3. The image forming apparatus according to claim 1, wherein

the first setting information is information determined by a combination of an attachment position of each of the image preparing units and a color of an image prepared by the image preparing unit.

4. The image forming apparatus according to claim 2, wherein

the first setting information is information determined by a combination of an attachment position of each of the image preparing units and a color of an image prepared by the image preparing unit.

5. The image forming apparatus according to claim 3, wherein

each of the image preparing units prepares an image by using an electrophotographic system for obtaining an image by developing an electrostatic latent image formed by exposure of a photoconductor to light by using toner; and

the first setting information includes at least one of a control range of a potential difference between a potential of an exposed part of the photoconductor and a developing potential used for development of the electrostatic latent image, a control range of a potential difference between a potential of an unexposed part of the photoconductor and the developing potential, and a target density of the prepared image.

6. The image forming apparatus according to claim 4, wherein

each of the image preparing units prepares an image by using an electrophotographic system for obtaining an image by developing an electrostatic latent image formed by exposure of a photoconductor to light by using toner; and

the first setting information includes at least one of a control range of a potential difference between a potential of an exposed part of the photoconductor and a developing potential used for development of the electrostatic latent image, a control range of a potential difference between a potential of an unexposed part of the photoconductor and the developing potential, and a target density of the prepared image.

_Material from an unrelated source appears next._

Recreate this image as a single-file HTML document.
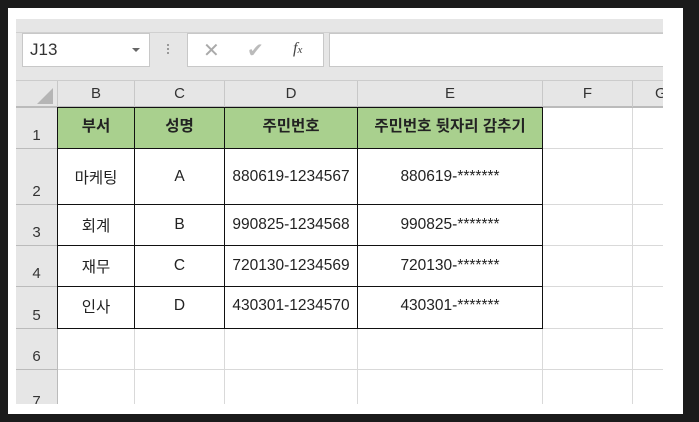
<!DOCTYPE html>
<html><head><meta charset="utf-8"><style>
*{margin:0;padding:0;box-sizing:border-box}
body{width:699px;height:422px;background:#1b1b1b;position:relative;overflow:hidden;font-family:"Liberation Sans","Noto Sans CJK KR",sans-serif}
.a{position:absolute}
.t{position:absolute;display:flex;align-items:center;justify-content:center;font-size:15.5px;color:#222;white-space:nowrap}
.h{position:absolute;display:flex;align-items:center;justify-content:center;font-size:15px;color:#333;background:#e6e6e6}
.r{position:absolute;display:flex;align-items:flex-end;justify-content:center;padding-bottom:4px;font-size:15px;color:#333;background:#e6e6e6}
</style></head><body>
<div class="a" style="left:8px;top:8px;width:675px;height:406px;background:#fff"></div>
<div class="a" style="left:16px;top:19px;width:647px;height:61px;background:#e6e6e6"></div>
<div class="a" style="left:16px;top:32px;width:647px;height:1px;background:#d0d0d0"></div>
<div class="a" style="left:22px;top:33px;width:128px;height:34px;background:#fff;border:1px solid #c8c8c8"></div>
<div class="a" style="left:30px;top:40px;font-size:17px;color:#333">J13</div>
<div class="a" style="left:132px;top:48px;width:0;height:0;border-left:4px solid transparent;border-right:4px solid transparent;border-top:4px solid #666"></div>
<div class="a" style="left:167px;top:44px;width:2px;height:2px;background:#999;box-shadow:0 4px 0 #999,0 8px 0 #999"></div>
<div class="a" style="left:187px;top:33px;width:137px;height:34px;background:#fff;border:1px solid #c8c8c8"></div>
<div class="a" style="left:203px;top:38px;font-size:20px;color:#aaa">✕</div>
<div class="a" style="left:247px;top:38px;font-size:20px;color:#bbb">✔</div>
<div class="a" style="left:293px;top:40px;font-size:16px;color:#444;font-family:'Liberation Serif',serif;font-style:italic">f<span style="font-size:11px">x</span></div>
<div class="a" style="left:329px;top:33px;width:334px;height:34px;background:#fff;border:1px solid #c8c8c8;border-right:none"></div>
<div class="a" style="left:16px;top:80px;width:647px;height:1px;background:#ccc"></div>
<div class="a" style="left:16px;top:81px;width:41px;height:26px;background:#e6e6e6"></div>
<div class="a" style="left:37px;top:88px;width:0;height:0;border-left:16px solid transparent;border-bottom:16px solid #b5b5b5"></div>
<div class="h" style="left:58px;top:81px;width:76px;height:25px">B</div>
<div class="h" style="left:135px;top:81px;width:89px;height:25px">C</div>
<div class="h" style="left:225px;top:81px;width:132px;height:25px">D</div>
<div class="h" style="left:358px;top:81px;width:184px;height:25px">E</div>
<div class="h" style="left:543px;top:81px;width:89px;height:25px">F</div>
<div class="h" style="left:633px;top:81px;width:30px;height:25px;overflow:hidden;justify-content:flex-start;padding-left:22px">G</div>
<div class="a" style="left:16px;top:106px;width:647px;height:2px;background:#bbb"></div>
<div class="a" style="left:57px;top:81px;width:1px;height:26px;background:#c8c8c8"></div>
<div class="a" style="left:134px;top:81px;width:1px;height:26px;background:#c8c8c8"></div>
<div class="a" style="left:224px;top:81px;width:1px;height:26px;background:#c8c8c8"></div>
<div class="a" style="left:357px;top:81px;width:1px;height:26px;background:#c8c8c8"></div>
<div class="a" style="left:542px;top:81px;width:1px;height:26px;background:#c8c8c8"></div>
<div class="a" style="left:632px;top:81px;width:1px;height:26px;background:#c8c8c8"></div>
<div class="r" style="left:16px;top:108px;width:41px;height:40px">1</div>
<div class="r" style="left:16px;top:149px;width:41px;height:55px">2</div>
<div class="r" style="left:16px;top:205px;width:41px;height:40px">3</div>
<div class="r" style="left:16px;top:246px;width:41px;height:40px">4</div>
<div class="r" style="left:16px;top:287px;width:41px;height:41px">5</div>
<div class="r" style="left:16px;top:329px;width:41px;height:40px">6</div>
<div class="r" style="left:16px;top:370px;width:41px;height:34px;padding-bottom:0;overflow:hidden"><span style="margin-bottom:-6px">7</span></div>
<div class="a" style="left:57px;top:108px;width:1px;height:296px;background:#bbb"></div>
<div class="a" style="left:58px;top:328px;width:605px;height:1px;background:#d9d9d9"></div>
<div class="a" style="left:58px;top:369px;width:605px;height:1px;background:#d9d9d9"></div>
<div class="a" style="left:543px;top:148px;width:120px;height:1px;background:#d9d9d9"></div>
<div class="a" style="left:543px;top:204px;width:120px;height:1px;background:#d9d9d9"></div>
<div class="a" style="left:543px;top:245px;width:120px;height:1px;background:#d9d9d9"></div>
<div class="a" style="left:543px;top:286px;width:120px;height:1px;background:#d9d9d9"></div>
<div class="a" style="left:632px;top:108px;width:1px;height:296px;background:#d9d9d9"></div>
<div class="a" style="left:134px;top:329px;width:1px;height:75px;background:#d9d9d9"></div>
<div class="a" style="left:224px;top:329px;width:1px;height:75px;background:#d9d9d9"></div>
<div class="a" style="left:357px;top:329px;width:1px;height:75px;background:#d9d9d9"></div>
<div class="a" style="left:542px;top:329px;width:1px;height:75px;background:#d9d9d9"></div>
<div class="a" style="left:16px;top:148px;width:41px;height:1px;background:#bbb"></div>
<div class="a" style="left:16px;top:204px;width:41px;height:1px;background:#bbb"></div>
<div class="a" style="left:16px;top:245px;width:41px;height:1px;background:#bbb"></div>
<div class="a" style="left:16px;top:286px;width:41px;height:1px;background:#bbb"></div>
<div class="a" style="left:16px;top:328px;width:41px;height:1px;background:#bbb"></div>
<div class="a" style="left:16px;top:369px;width:41px;height:1px;background:#bbb"></div>
<div class="a" style="left:58px;top:108px;width:484px;height:40px;background:#a9d08e"></div>
<div class="a" style="left:57px;top:107px;width:486px;height:222px;border:1px solid #111"></div>
<div class="a" style="left:58px;top:148px;width:484px;height:1px;background:#111"></div>
<div class="a" style="left:58px;top:204px;width:484px;height:1px;background:#111"></div>
<div class="a" style="left:58px;top:245px;width:484px;height:1px;background:#111"></div>
<div class="a" style="left:58px;top:286px;width:484px;height:1px;background:#111"></div>
<div class="a" style="left:134px;top:108px;width:1px;height:220px;background:#111"></div>
<div class="a" style="left:224px;top:108px;width:1px;height:220px;background:#111"></div>
<div class="a" style="left:357px;top:108px;width:1px;height:220px;background:#111"></div>
<div class="t" style="left:58px;top:108px;width:76px;height:40px;font-weight:bold;padding-bottom:6px">부서</div>
<div class="t" style="left:135px;top:108px;width:89px;height:40px;font-weight:bold;padding-bottom:6px">성명</div>
<div class="t" style="left:225px;top:108px;width:132px;height:40px;font-weight:bold;padding-bottom:6px">주민번호</div>
<div class="t" style="left:358px;top:108px;width:184px;height:40px;font-weight:bold;padding-bottom:6px">주민번호 뒷자리 감추기</div>
<div class="t" style="left:58px;top:149px;width:76px;height:55px">마케팅</div>
<div class="t" style="left:135px;top:149px;width:89px;height:55px">A</div>
<div class="t" style="left:225px;top:149px;width:132px;height:55px">880619-1234567</div>
<div class="t" style="left:358px;top:149px;width:184px;height:55px">880619-*******</div>
<div class="t" style="left:58px;top:205px;width:76px;height:40px">회계</div>
<div class="t" style="left:135px;top:205px;width:89px;height:40px">B</div>
<div class="t" style="left:225px;top:205px;width:132px;height:40px">990825-1234568</div>
<div class="t" style="left:358px;top:205px;width:184px;height:40px">990825-*******</div>
<div class="t" style="left:58px;top:246px;width:76px;height:40px">재무</div>
<div class="t" style="left:135px;top:246px;width:89px;height:40px">C</div>
<div class="t" style="left:225px;top:246px;width:132px;height:40px">720130-1234569</div>
<div class="t" style="left:358px;top:246px;width:184px;height:40px">720130-*******</div>
<div class="t" style="left:58px;top:287px;width:76px;height:41px;padding-bottom:4px">인사</div>
<div class="t" style="left:135px;top:287px;width:89px;height:41px;padding-bottom:4px">D</div>
<div class="t" style="left:225px;top:287px;width:132px;height:41px;padding-bottom:4px">430301-1234570</div>
<div class="t" style="left:358px;top:287px;width:184px;height:41px;padding-bottom:4px">430301-*******</div>
<div class="a" style="left:8px;top:404px;width:675px;height:10px;background:#fff"></div>
<div class="a" style="left:663px;top:19px;width:20px;height:395px;background:#fff"></div>
</body></html>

7. The image forming apparatus according to claim 1, wherein

the second setting information is information determined by a member accompanying each of the image preparing units irrespective of an attachment position of the image preparing unit.

8. The image forming apparatus according to claim 2, wherein

the second setting information is information determined by a member accompanying each of the image preparing units irrespective of an attachment position of the image preparing unit.

9. The image forming apparatus according to claim 7, further comprising, as the member accompanying the image preparing unit that determines the second setting information, a detection sensor that detects toner used for preparation of an image and a toner concentration.

10. The image forming apparatus according to claim 8, further comprising, as the member accompanying the image preparing unit that determines the second setting information, a detection sensor that detects toner used for preparation of an image and a toner concentration.

11. The image forming apparatus according to claim 1, wherein

the plurality of image preparing units include an image preparing unit that prepares an image by using chromatic toner that contains no metallic pigment and an image preparing unit that prepares an image by using spot-color toner that is any of white toner, clear toner, and toner that contains a metallic pigment.

12. The image forming apparatus according to claim 2, wherein

the plurality of image preparing units include an image preparing unit that prepares an image by using chromatic toner that contains no metallic pigment and an image preparing unit that prepares an image by using spot-color toner that is any of white toner, clear toner, and toner that contains a metallic pigment.

13. A non-transitory computer readable medium storing a program causing a computer to function as the setting unit of the image forming apparatus as set forth in claim 1.